Mossman has seen all this before.
“I think that nationally and locally, there’s a bit of a difference in how people view this,” Mossman says. “Nationally, there’s an unbridled respect for the success he’s had. Locally, in your own backyard, maybe not as much.”
Practice ends. Fans walk toward off across the blazing parking lot toward the Lloyd Noble Center, where in a little while Stoops will sign autographs and listen to a few more comments about how he needs to win the big one this year. The players saunter off the field.
Stoops has made it clear he doesn’t want to talk right now, particularly not if the questions center around the failure to recapture that 2000 season.
Then, on the spur of the moment, he’s walking slowly toward you.
“You ready?”
Absolutely.
First question: So how did winning that national title in 2000 change things for you and Oklahoma?
“Well, it’s always incredibly positive,” he says. “Fortunately, we’ve got a good number of them.

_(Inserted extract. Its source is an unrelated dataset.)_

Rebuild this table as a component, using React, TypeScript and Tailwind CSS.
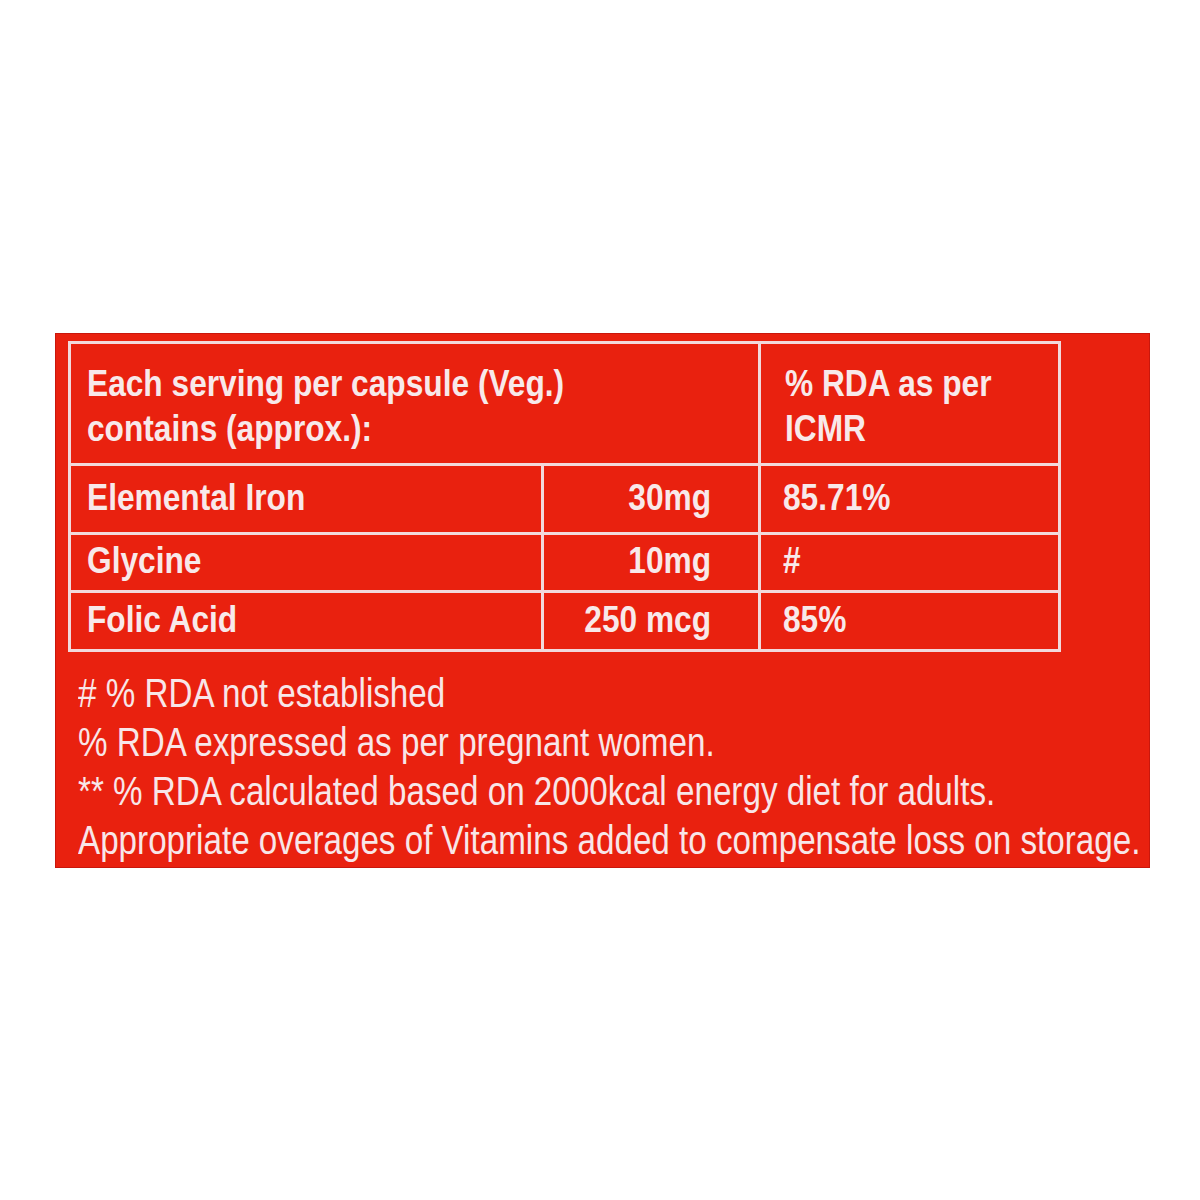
const rows = [
  { name: "Elemental Iron", amount: "30mg", rda: "85.71%", h: "h-[66px]" },
  { name: "Glycine", amount: "10mg", rda: "#", h: "h-[55px]" },
  { name: "Folic Acid", amount: "250 mcg", rda: "85%", h: "h-[56px]" },
];

const notes = [
  "# % RDA not established",
  "% RDA expressed as per pregnant women.",
  "** % RDA calculated based on 2000kcal energy diet for adults.",
  "Appropriate overages of Vitamins added to compensate loss on storage.",
];

// condensed look: Arial-width face squeezed horizontally
const squeeze = "inline-block whitespace-nowrap scale-x-[0.88]";

export default function App() {
  return (
    <div className="w-[1200px] h-[1200px] bg-white pt-[333px] pl-[55px] font-['Liberation_Sans',Arial,sans-serif]">
      <div className="w-[1095px] h-[535px] bg-[#e9210f] border border-[#c9170c] pt-[7px] pl-[12px]">
        {/* ingredient table */}
        <div className="w-[993px] grid grid-cols-[470px_214px_297px] gap-[3px] p-[3px] bg-[#f2d9dc] text-[#f8e9ea] font-bold text-[36px] leading-[45px]">
          <div className="col-span-2 h-[119px] bg-[#e9210f] pt-[17px] pl-[16px]">
            <span className={`${squeeze} origin-left`}>
              Each serving per capsule (Veg.)
              <br />
              contains (approx.):
            </span>
          </div>
          <div className="h-[119px] bg-[#e9210f] pt-[17px] pl-[24px]">
            <span className={`${squeeze} origin-left`}>
              % RDA as per
              <br />
              ICMR
            </span>
          </div>
          {rows.map((r) => (
            <div key={r.name} className="contents">
              <div className={`${r.h} bg-[#e9210f] flex items-center pl-[16px] pb-[4px]`}>
                <span className={`${squeeze} origin-left`}>{r.name}</span>
              </div>
              <div className={`${r.h} bg-[#e9210f] flex items-center justify-end pr-[47px] pb-[4px]`}>
                <span className={`${squeeze} origin-right`}>{r.amount}</span>
              </div>
              <div className={`${r.h} bg-[#e9210f] flex items-center pl-[22px] pb-[4px]`}>
                <span className={`${squeeze} origin-left`}>{r.rda}</span>
              </div>
            </div>
          ))}
        </div>

        {/* footnotes */}
        <div className="mt-[17px] pl-[10px] text-[#f8e6e8] text-[40px] leading-[49px]">
          {notes.map((n) => (
            <div key={n} className="whitespace-nowrap origin-left scale-x-[0.83]">
              {n}
            </div>
          ))}
        </div>
      </div>
    </div>
  );
}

We have seven. So we had that tradition and history here that our players understand they need to live up to. Once you do win them, it gives players a good taste of it and what it takes to do it.”
Did that national title help make all these other successes possible?
“It always helps,” he says. “The more you win. Everyone talks facilities and a bunch of other things in regard to recruiting, but winning, I think, and having success is the No. 1 thing.”
And then the big one — the one he hates to hear, the one that gets his ire up: But what about having to live under the weight of your own accomplishments? Any concern about spending the rest of your career competing against your past successes?
“Why would it? Isn’t that what everyone goes after? I’d much rather win one than not. Let me answer it that way.”
Then he’s off. There are autographs to sign, tape to review and yet another season to prepare for — one where, if he comes up short of another national championship, he’ll be right back here again next season, answering the same questions.